Wow, thanks so much for sharing that link! I felt bad for MacLeish after reading his post -- he is so enthusiastic about the movie even despite the fact that he definitely seems to have the right to be unhappy about his portrayal.

 

They key difference seems to be that he had the support and permission of the 20 victims whose names he gave to the Globe (so there was no question of ethics violations there), and that he appears to have consistently attempted to fight Law and the Church all along as best he could -- even against the Globe. It certainly appears to me that the Globe was certainly complicit in the cover-ups for a long time -- the movie implies this, but doesn't say it outright. (I especially felt that in the film, Bradlee comes across as being almost irrationally against pursuing the story, constantly trying to get the Spotlight team to let it go until about the halfway point.)

 

As MacLeish puts it in his post:

 

Around 1993, a Globe reporter wrote a piece about clergy abuse for the Sunday Magazine. In an incident witnessed by many Globe reporters, an editor at the Globe became irate and had a huge scene in the newsroom with the author of the article and another editor. Cardinal Law and his friends were incensed that the Globe was continuing to report about priest abuse. I also got a call from a Globe editor who told me that there would be no more articles about priest abuse in the newspaper.

 

I was very upset because I was getting more and more calls from victims of abuse perpetrated by priests of the Boston Archdiocese, some of who were still in service. Accordingly, I called my contact at the Globe in early December of 1993 and informed her that I had claims against 20 priests of the Archdiocese. She told me she could not write the story (even though she wanted to). I told her I was going to call the Herald. I then got a call from another reporter at the Globe, who wrote a short story (instead of a page 1 major news story – which this was) that was buried on page 42 of the Globe. The Herald article was actually much more informative.

 

 

 

I think what's a shame is that MacLeish is a really fascinating character in the film either way, and while I don't think he comes off as a villain in the movie, he certainly could have been given more credit for his efforts, which seemed to parallel Garabedian's in many ways (it's the omissions that are so damning with him -- until he responds about the 20 victims in the scene with Robinson) -- that he was in fact constantly trying to go public wherever victims and cases allowed him to go public legally, so it was never a matter of his not caring (or the Globe not being aware of his desire to help at any point):

 

In August of 2001, Walter Robinson of the Globe asked to meet with me. The Globe had a new editor and was finally investigating priest abuse in Boston.
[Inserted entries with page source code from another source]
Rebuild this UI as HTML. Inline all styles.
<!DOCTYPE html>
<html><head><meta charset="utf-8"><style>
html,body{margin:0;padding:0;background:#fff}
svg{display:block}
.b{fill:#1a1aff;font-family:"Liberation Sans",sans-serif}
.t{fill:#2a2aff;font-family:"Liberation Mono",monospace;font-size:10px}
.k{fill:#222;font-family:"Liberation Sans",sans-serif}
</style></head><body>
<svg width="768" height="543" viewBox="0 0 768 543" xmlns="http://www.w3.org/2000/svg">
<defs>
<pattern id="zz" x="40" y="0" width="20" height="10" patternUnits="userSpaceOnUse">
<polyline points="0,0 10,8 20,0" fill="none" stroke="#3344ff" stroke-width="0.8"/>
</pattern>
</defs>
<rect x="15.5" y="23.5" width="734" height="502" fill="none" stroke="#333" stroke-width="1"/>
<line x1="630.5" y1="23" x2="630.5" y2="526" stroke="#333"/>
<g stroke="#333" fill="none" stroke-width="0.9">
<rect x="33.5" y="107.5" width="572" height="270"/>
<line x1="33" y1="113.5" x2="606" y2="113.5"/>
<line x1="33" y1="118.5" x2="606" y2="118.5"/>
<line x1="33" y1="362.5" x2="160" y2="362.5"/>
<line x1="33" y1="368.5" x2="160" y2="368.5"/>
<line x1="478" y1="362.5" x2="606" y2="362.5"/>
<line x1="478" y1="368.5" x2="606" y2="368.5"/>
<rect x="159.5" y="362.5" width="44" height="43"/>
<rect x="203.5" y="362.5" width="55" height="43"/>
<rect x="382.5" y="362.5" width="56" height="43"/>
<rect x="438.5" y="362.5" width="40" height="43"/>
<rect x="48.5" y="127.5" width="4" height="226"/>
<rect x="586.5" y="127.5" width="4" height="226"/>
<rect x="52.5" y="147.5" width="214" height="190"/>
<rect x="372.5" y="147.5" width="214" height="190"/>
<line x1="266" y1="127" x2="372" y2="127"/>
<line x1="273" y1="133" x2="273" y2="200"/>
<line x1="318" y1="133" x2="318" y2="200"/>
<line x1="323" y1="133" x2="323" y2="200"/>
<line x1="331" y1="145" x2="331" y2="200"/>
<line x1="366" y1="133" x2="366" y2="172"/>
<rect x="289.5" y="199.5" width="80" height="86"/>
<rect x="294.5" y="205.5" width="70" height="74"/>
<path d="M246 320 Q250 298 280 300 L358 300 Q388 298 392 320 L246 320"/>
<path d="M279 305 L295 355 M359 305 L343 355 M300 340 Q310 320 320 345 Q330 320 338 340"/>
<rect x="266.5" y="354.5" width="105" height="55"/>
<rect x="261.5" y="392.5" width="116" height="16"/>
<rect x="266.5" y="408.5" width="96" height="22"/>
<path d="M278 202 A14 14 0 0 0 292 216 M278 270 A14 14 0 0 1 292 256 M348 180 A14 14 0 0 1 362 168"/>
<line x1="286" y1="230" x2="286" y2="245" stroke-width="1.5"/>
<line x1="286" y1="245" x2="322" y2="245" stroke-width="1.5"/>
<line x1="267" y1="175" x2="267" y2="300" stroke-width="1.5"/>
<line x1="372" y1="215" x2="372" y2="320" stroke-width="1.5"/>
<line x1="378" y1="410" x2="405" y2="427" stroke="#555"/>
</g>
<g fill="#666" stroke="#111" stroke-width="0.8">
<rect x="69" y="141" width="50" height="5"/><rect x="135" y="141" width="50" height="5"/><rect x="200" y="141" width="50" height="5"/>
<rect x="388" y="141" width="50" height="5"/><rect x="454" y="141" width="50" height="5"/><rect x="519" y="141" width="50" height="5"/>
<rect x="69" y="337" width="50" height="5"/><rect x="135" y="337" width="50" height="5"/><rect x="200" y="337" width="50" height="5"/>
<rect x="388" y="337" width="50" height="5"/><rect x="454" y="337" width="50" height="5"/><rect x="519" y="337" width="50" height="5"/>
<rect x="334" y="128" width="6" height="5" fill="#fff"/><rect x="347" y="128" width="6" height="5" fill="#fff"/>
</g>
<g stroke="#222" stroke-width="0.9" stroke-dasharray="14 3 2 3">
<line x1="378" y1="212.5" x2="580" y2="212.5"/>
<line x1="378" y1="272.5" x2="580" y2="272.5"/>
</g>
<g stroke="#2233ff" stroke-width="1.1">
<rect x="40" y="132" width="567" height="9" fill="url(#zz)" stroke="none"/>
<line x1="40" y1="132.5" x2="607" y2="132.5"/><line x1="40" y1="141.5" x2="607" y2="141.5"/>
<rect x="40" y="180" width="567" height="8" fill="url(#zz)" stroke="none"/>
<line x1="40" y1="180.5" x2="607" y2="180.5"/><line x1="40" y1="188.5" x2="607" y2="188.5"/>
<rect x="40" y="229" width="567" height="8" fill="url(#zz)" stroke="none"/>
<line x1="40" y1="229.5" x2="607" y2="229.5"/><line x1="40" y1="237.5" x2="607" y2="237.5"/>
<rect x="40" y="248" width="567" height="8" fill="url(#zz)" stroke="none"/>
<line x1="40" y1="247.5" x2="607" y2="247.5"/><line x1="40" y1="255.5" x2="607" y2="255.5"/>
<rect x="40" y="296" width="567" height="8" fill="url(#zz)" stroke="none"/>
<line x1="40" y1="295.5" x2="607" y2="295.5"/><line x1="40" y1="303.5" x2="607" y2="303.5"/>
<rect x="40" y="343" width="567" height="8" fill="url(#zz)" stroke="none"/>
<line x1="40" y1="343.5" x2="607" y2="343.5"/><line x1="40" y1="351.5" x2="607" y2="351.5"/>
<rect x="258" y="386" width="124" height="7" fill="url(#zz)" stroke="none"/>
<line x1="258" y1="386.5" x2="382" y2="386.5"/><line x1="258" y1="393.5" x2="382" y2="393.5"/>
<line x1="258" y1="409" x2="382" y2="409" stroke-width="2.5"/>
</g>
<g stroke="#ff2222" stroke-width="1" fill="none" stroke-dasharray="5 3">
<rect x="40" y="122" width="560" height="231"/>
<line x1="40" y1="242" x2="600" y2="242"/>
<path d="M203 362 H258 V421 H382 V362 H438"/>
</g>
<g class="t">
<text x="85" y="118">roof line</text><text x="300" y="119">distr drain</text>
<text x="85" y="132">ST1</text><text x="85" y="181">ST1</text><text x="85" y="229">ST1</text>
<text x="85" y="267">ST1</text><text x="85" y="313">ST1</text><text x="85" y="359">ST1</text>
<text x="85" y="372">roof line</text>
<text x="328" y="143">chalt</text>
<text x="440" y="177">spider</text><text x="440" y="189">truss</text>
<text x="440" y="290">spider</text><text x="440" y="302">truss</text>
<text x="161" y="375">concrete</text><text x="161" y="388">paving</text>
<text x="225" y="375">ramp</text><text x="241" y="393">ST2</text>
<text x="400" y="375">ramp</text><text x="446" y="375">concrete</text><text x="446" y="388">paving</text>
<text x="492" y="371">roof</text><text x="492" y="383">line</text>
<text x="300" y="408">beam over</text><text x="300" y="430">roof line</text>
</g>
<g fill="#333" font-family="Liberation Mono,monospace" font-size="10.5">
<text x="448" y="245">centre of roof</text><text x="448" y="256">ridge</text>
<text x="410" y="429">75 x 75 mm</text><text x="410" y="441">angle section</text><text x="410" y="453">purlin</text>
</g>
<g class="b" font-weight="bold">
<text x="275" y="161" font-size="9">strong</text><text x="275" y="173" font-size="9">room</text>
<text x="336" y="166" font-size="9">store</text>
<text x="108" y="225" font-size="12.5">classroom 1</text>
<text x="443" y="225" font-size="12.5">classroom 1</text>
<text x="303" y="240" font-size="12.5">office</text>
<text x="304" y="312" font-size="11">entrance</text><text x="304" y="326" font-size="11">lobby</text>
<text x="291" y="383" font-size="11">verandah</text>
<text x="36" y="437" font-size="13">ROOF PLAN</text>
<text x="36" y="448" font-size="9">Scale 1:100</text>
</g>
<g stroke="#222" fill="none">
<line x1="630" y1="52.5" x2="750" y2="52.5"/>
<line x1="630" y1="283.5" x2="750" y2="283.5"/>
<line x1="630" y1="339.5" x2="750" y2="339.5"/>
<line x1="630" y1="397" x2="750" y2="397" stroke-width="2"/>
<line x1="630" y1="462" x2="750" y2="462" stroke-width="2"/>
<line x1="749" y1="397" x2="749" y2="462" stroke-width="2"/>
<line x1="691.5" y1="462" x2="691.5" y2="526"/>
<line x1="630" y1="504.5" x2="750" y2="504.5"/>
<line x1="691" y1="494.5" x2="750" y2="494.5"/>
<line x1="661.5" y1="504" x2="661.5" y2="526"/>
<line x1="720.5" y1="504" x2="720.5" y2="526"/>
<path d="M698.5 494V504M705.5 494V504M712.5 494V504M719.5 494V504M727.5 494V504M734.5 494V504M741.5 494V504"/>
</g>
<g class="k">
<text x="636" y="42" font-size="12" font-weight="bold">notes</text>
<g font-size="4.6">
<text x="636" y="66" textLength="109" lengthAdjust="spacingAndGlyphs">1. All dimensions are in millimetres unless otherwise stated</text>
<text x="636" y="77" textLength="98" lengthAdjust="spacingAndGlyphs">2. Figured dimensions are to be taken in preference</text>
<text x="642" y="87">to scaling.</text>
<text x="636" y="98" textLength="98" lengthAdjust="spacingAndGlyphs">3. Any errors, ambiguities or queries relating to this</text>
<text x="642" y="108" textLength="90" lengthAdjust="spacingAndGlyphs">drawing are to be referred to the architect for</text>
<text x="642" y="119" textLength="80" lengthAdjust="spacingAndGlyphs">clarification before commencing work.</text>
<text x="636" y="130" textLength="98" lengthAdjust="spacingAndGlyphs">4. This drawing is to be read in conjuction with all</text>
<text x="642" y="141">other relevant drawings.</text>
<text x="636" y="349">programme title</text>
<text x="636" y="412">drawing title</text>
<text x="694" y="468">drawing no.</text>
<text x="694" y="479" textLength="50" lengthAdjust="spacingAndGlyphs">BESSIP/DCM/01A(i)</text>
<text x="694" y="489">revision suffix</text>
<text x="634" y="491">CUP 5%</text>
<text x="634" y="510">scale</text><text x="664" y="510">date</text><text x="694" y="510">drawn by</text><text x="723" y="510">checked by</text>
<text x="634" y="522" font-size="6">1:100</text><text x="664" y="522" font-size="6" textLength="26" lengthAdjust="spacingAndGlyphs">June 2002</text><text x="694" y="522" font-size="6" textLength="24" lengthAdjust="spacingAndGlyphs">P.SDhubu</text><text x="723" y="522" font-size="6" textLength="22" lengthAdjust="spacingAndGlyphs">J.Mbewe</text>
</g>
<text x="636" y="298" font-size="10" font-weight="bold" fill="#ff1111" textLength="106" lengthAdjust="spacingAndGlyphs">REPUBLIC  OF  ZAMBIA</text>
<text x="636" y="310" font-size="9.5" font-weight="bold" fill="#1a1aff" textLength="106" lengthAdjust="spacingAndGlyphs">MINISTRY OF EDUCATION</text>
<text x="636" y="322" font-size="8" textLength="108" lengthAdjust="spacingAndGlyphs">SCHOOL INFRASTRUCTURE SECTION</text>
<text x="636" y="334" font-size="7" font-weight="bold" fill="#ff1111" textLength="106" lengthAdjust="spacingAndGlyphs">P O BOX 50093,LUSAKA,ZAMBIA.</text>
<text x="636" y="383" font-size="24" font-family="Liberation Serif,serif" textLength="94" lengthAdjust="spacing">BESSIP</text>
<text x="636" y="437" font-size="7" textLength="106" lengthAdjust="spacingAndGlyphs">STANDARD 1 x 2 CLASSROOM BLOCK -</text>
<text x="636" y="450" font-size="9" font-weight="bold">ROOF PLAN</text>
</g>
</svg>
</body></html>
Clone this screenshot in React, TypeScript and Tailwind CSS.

In the film, Robinson threatens to bring down my alleged “cottage industry” of “secret settlements” if I do not cooperate with the Globe. This scene portrays an event that never occurred. I welcomed the meeting with Robinson, told him what I knew about the size of the problem and the names of certain priests who stood out. I was with a new firm, but our old firm had had claims now against over 40 priests which I shared with Robinson. Unfortunately, I had not been able to get our files from the old firm and Robinson offered to talk to my old firm (and did) in an effort to get the files to us, but his request was refused. I do know that we were able to reconstruct and put together a list with the names of about 40 predatory priests and gave them to Robinson before the first article.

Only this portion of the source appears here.